▶ [Collected data]:
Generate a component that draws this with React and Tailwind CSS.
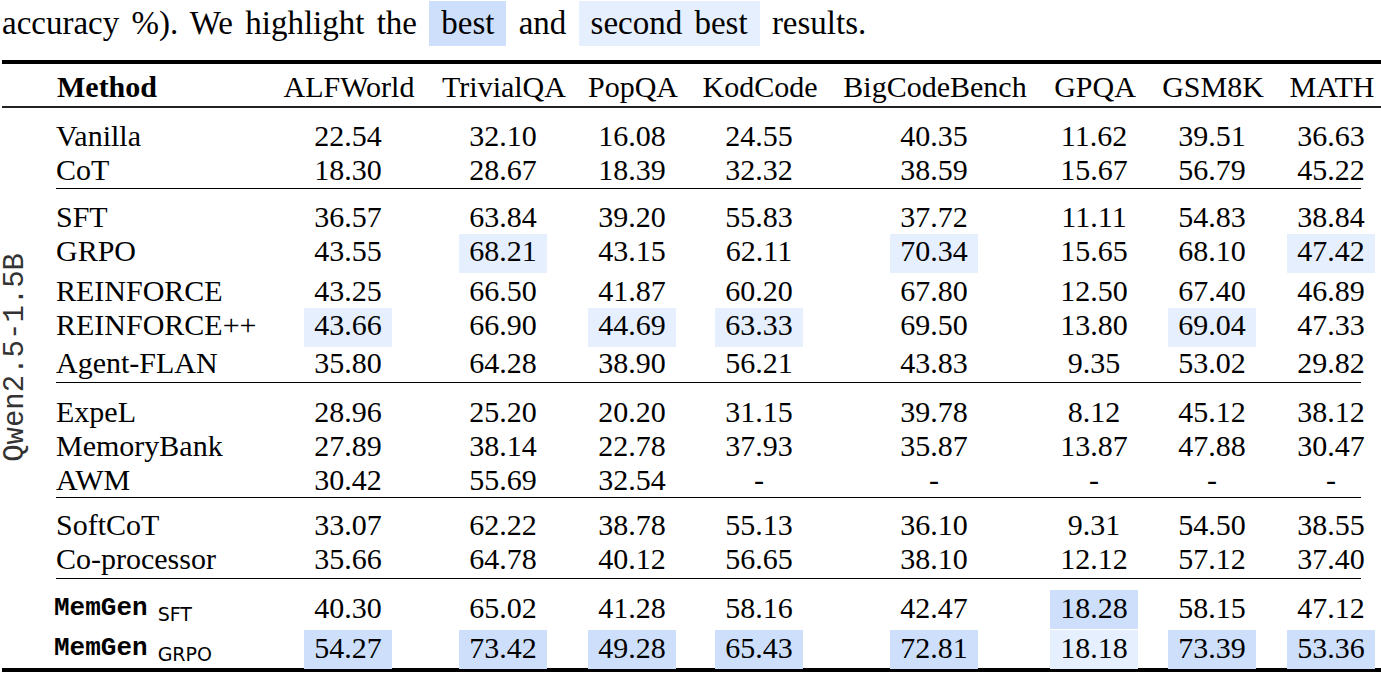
import React from "react";

const COLS =
  "grid grid-cols-[213px_158px_152px_106px_148px_202px_118px_118px_120px]";

const HEADERS = [
  "ALFWorld",
  "TrivialQA",
  "PopQA",
  "KodCode",
  "BigCodeBench",
  "GPQA",
  "GSM8K",
  "MATH",
];

// b = best, s = second best
const GROUPS = [
  {
    pad: "pt-[5px] pb-[7px]",
    rows: [
      { name: "Vanilla", vals: ["22.54", "32.10", "16.08", "24.55", "40.35", "11.62", "39.51", "36.63"] },
      { name: "CoT", vals: ["18.30", "28.67", "18.39", "32.32", "38.59", "15.67", "56.79", "45.22"] },
    ],
  },
  {
    pad: "pt-[5px] pb-[8px]",
    rows: [
      { name: "SFT", vals: ["36.57", "63.84", "39.20", "55.83", "37.72", "11.11", "54.83", "38.84"] },
      {
        name: "GRPO",
        h: "h-[40px]",
        vals: ["43.55", "68.21:s", "43.15", "62.11", "70.34:s", "15.65", "68.10", "47.42:s"],
      },
      { name: "REINFORCE", vals: ["43.25", "66.50", "41.87", "60.20", "67.80", "12.50", "67.40", "46.89"] },
      {
        name: "REINFORCE++",
        h: "h-[38px]",
        vals: ["43.66:s", "66.90", "44.69:s", "63.33:s", "69.50", "13.80", "69.04:s", "47.33"],
      },
      { name: "Agent-FLAN", vals: ["35.80", "64.28", "38.90", "56.21", "43.83", "9.35", "53.02", "29.82"] },
    ],
  },
  {
    pad: "pt-[6px] pb-[6px]",
    rows: [
      { name: "ExpeL", vals: ["28.96", "25.20", "20.20", "31.15", "39.78", "8.12", "45.12", "38.12"] },
      { name: "MemoryBank", vals: ["27.89", "38.14", "22.78", "37.93", "35.87", "13.87", "47.88", "30.47"] },
      { name: "AWM", vals: ["30.42", "55.69", "32.54", "-", "-", "-", "-", "-"] },
    ],
  },
  {
    pad: "pt-[4px] pb-[8px]",
    rows: [
      { name: "SoftCoT", vals: ["33.07", "62.22", "38.78", "55.13", "36.10", "9.31", "54.50", "38.55"] },
      { name: "Co-processor", vals: ["35.66", "64.78", "40.12", "56.65", "38.10", "12.12", "57.12", "37.40"] },
    ],
  },
  {
    pad: "pt-[9px] pb-0",
    rows: [
      {
        memgen: "SFT",
        h: "h-[40px]",
        vals: ["40.30", "65.02", "41.28", "58.16", "42.47", "18.28:b", "58.15", "47.12"],
      },
      {
        memgen: "GRPO",
        h: "h-[40px]",
        vals: ["54.27:b", "73.42:b", "49.28:b", "65.43:b", "72.81:b", "18.18:s", "73.39:b", "53.36:b"],
      },
    ],
  },
];

function Cell({ raw, memgen }) {
  const [v, mark] = raw.split(":");
  const bg =
    mark === "b" ? "bg-[#cddffb]" : mark === "s" ? "bg-[#e6effd]" : "";
  return (
    <div className="flex items-center justify-center">
      <span
        className={`inline-block px-[10px] h-[39px] ${
          memgen ? "leading-[36px]" : "leading-[33px]"
        } ${bg}`}
      >
        {v}
      </span>
    </div>
  );
}

function MethodName({ row }) {
  if (row.memgen) {
    return (
      <div className="flex items-center -ml-[2px] pb-[2px]">
        <span className="font-bold text-[26px] font-['Liberation_Mono',monospace]">
          MemGen
        </span>
        <span className="ml-[10px] mt-[12px] text-[19px] font-['DejaVu_Sans',sans-serif]">
          {row.memgen}
        </span>
      </div>
    );
  }
  return <div className="flex items-center pb-[6px]">{row.name}</div>;
}

export default function App() {
  return (
    <div className="w-[1381px] h-[676px] bg-white overflow-hidden text-black font-['Liberation_Serif',serif]">
      {/* Caption */}
      <div className="h-[60px] pt-[1px] pl-[2px] text-[33px] leading-[45px] whitespace-nowrap [word-spacing:4px]">
        accuracy %). We highlight the{" "}
        <span className="inline-block px-[12px] bg-[#cddffb]">best</span> and{" "}
        <span className="inline-block px-[12px] bg-[#e6effd]">second best</span>{" "}
        results.
      </div>

      <div className="ml-[2px] text-[30px]">
        <div className="h-[4px] bg-black" />

        {/* Header */}
        <div className="flex h-[42px] pb-[8px]">
          <div className="w-[55px] shrink-0" />
          <div className={COLS}>
            <div className="flex items-center font-bold">Method</div>
            {HEADERS.map((h) => (
              <div key={h} className="flex items-center justify-center">
                {h}
              </div>
            ))}
          </div>
        </div>
        <div className="h-[2px] bg-[#222]" />

        {/* Body */}
        <div className="flex">
          <div className="w-[55px] shrink-0 -ml-[1px] pt-[145px]">
            <div className="leading-[29px] w-[29px] [writing-mode:vertical-rl] rotate-180 text-[#333] font-['Liberation_Mono',monospace] text-[29px]">
              Qwen2.5-1.5B
            </div>
          </div>
          <div className="flex flex-col">
            {GROUPS.map((g, gi) => (
              <div key={gi}>
                {gi > 0 && <div className="h-[1px] w-[1305px] bg-black" />}
                <div className={g.pad}>
                  {g.rows.map((r, ri) => (
                    <div key={ri} className={`${COLS} ${r.h || "h-[34px]"}`}>
                      <MethodName row={r} />
                      {r.vals.map((v, vi) => (
                        <Cell key={vi} raw={v} memgen={!!r.memgen} />
                      ))}
                    </div>
                  ))}
                </div>
              </div>
            ))}
          </div>
        </div>
        <div className="h-[4px] bg-black" />
      </div>
    </div>
  );
}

▶ [Goal]: Output the data above without changes, apart from leaving out the pictures.

▶ [Reply]:
Generate a component that draws this with React and Tailwind CSS.
import React from "react";

const COLS =
  "grid grid-cols-[213px_158px_152px_106px_148px_202px_118px_118px_120px]";

const HEADERS = [
  "ALFWorld",
  "TrivialQA",
  "PopQA",
  "KodCode",
  "BigCodeBench",
  "GPQA",
  "GSM8K",
  "MATH",
];

// b = best, s = second best
const GROUPS = [
  {
    pad: "pt-[5px] pb-[7px]",
    rows: [
      { name: "Vanilla", vals: ["22.54", "32.10", "16.08", "24.55", "40.35", "11.62", "39.51", "36.63"] },
      { name: "CoT", vals: ["18.30", "28.67", "18.39", "32.32", "38.59", "15.67", "56.79", "45.22"] },
    ],
  },
  {
    pad: "pt-[5px] pb-[8px]",
    rows: [
      { name: "SFT", vals: ["36.57", "63.84", "39.20", "55.83", "37.72", "11.11", "54.83", "38.84"] },
      {
        name: "GRPO",
        h: "h-[40px]",
        vals: ["43.55", "68.21:s", "43.15", "62.11", "70.34:s", "15.65", "68.10", "47.42:s"],
      },
      { name: "REINFORCE", vals: ["43.25", "66.50", "41.87", "60.20", "67.80", "12.50", "67.40", "46.89"] },
      {
        name: "REINFORCE++",
        h: "h-[38px]",
        vals: ["43.66:s", "66.90", "44.69:s", "63.33:s", "69.50", "13.80", "69.04:s", "47.33"],
      },
      { name: "Agent-FLAN", vals: ["35.80", "64.28", "38.90", "56.21", "43.83", "9.35", "53.02", "29.82"] },
    ],
  },
  {
    pad: "pt-[6px] pb-[6px]",
    rows: [
      { name: "ExpeL", vals: ["28.96", "25.20", "20.20", "31.15", "39.78", "8.12", "45.12", "38.12"] },
      { name: "MemoryBank", vals: ["27.89", "38.14", "22.78", "37.93", "35.87", "13.87", "47.88", "30.47"] },
      { name: "AWM", vals: ["30.42", "55.69", "32.54", "-", "-", "-", "-", "-"] },
    ],
  },
  {
    pad: "pt-[4px] pb-[8px]",
    rows: [
      { name: "SoftCoT", vals: ["33.07", "62.22", "38.78", "55.13", "36.10", "9.31", "54.50", "38.55"] },
      { name: "Co-processor", vals: ["35.66", "64.78", "40.12", "56.65", "38.10", "12.12", "57.12", "37.40"] },
    ],
  },
  {
    pad: "pt-[9px] pb-0",
    rows: [
      {
        memgen: "SFT",
        h: "h-[40px]",
        vals: ["40.30", "65.02", "41.28", "58.16", "42.47", "18.28:b", "58.15", "47.12"],
      },
      {
        memgen: "GRPO",
        h: "h-[40px]",
        vals: ["54.27:b", "73.42:b", "49.28:b", "65.43:b", "72.81:b", "18.18:s", "73.39:b", "53.36:b"],
      },
    ],
  },
];

function Cell({ raw, memgen }) {
  const [v, mark] = raw.split(":");
  const bg =
    mark === "b" ? "bg-[#cddffb]" : mark === "s" ? "bg-[#e6effd]" : "";
  return (
    <div className="flex items-center justify-center">
      <span
        className={`inline-block px-[10px] h-[39px] ${
          memgen ? "leading-[36px]" : "leading-[33px]"
        } ${bg}`}
      >
        {v}
      </span>
    </div>
  );
}

function MethodName({ row }) {
  if (row.memgen) {
    return (
      <div className="flex items-center -ml-[2px] pb-[2px]">
        <span className="font-bold text-[26px] font-['Liberation_Mono',monospace]">
          MemGen
        </span>
        <span className="ml-[10px] mt-[12px] text-[19px] font-['DejaVu_Sans',sans-serif]">
          {row.memgen}
        </span>
      </div>
    );
  }
  return <div className="flex items-center pb-[6px]">{row.name}</div>;
}

export default function App() {
  return (
    <div className="w-[1381px] h-[676px] bg-white overflow-hidden text-black font-['Liberation_Serif',serif]">
      {/* Caption */}
      <div className="h-[60px] pt-[1px] pl-[2px] text-[33px] leading-[45px] whitespace-nowrap [word-spacing:4px]">
        accuracy %). We highlight the{" "}
        <span className="inline-block px-[12px] bg-[#cddffb]">best</span> and{" "}
        <span className="inline-block px-[12px] bg-[#e6effd]">second best</span>{" "}
        results.
      </div>

      <div className="ml-[2px] text-[30px]">
        <div className="h-[4px] bg-black" />

        {/* Header */}
        <div className="flex h-[42px] pb-[8px]">
          <div className="w-[55px] shrink-0" />
          <div className={COLS}>
            <div className="flex items-center font-bold">Method</div>
            {HEADERS.map((h) => (
              <div key={h} className="flex items-center justify-center">
                {h}
              </div>
            ))}
          </div>
        </div>
        <div className="h-[2px] bg-[#222]" />

        {/* Body */}
        <div className="flex">
          <div className="w-[55px] shrink-0 -ml-[1px] pt-[145px]">
            <div className="leading-[29px] w-[29px] [writing-mode:vertical-rl] rotate-180 text-[#333] font-['Liberation_Mono',monospace] text-[29px]">
              Qwen2.5-1.5B
            </div>
          </div>
          <div className="flex flex-col">
            {GROUPS.map((g, gi) => (
              <div key={gi}>
                {gi > 0 && <div className="h-[1px] w-[1305px] bg-black" />}
                <div className={g.pad}>
                  {g.rows.map((r, ri) => (
                    <div key={ri} className={`${COLS} ${r.h || "h-[34px]"}`}>
                      <MethodName row={r} />
                      {r.vals.map((v, vi) => (
                        <Cell key={vi} raw={v} memgen={!!r.memgen} />
                      ))}
                    </div>
                  ))}
                </div>
              </div>
            ))}
          </div>
        </div>
        <div className="h-[4px] bg-black" />
      </div>
    </div>
  );
}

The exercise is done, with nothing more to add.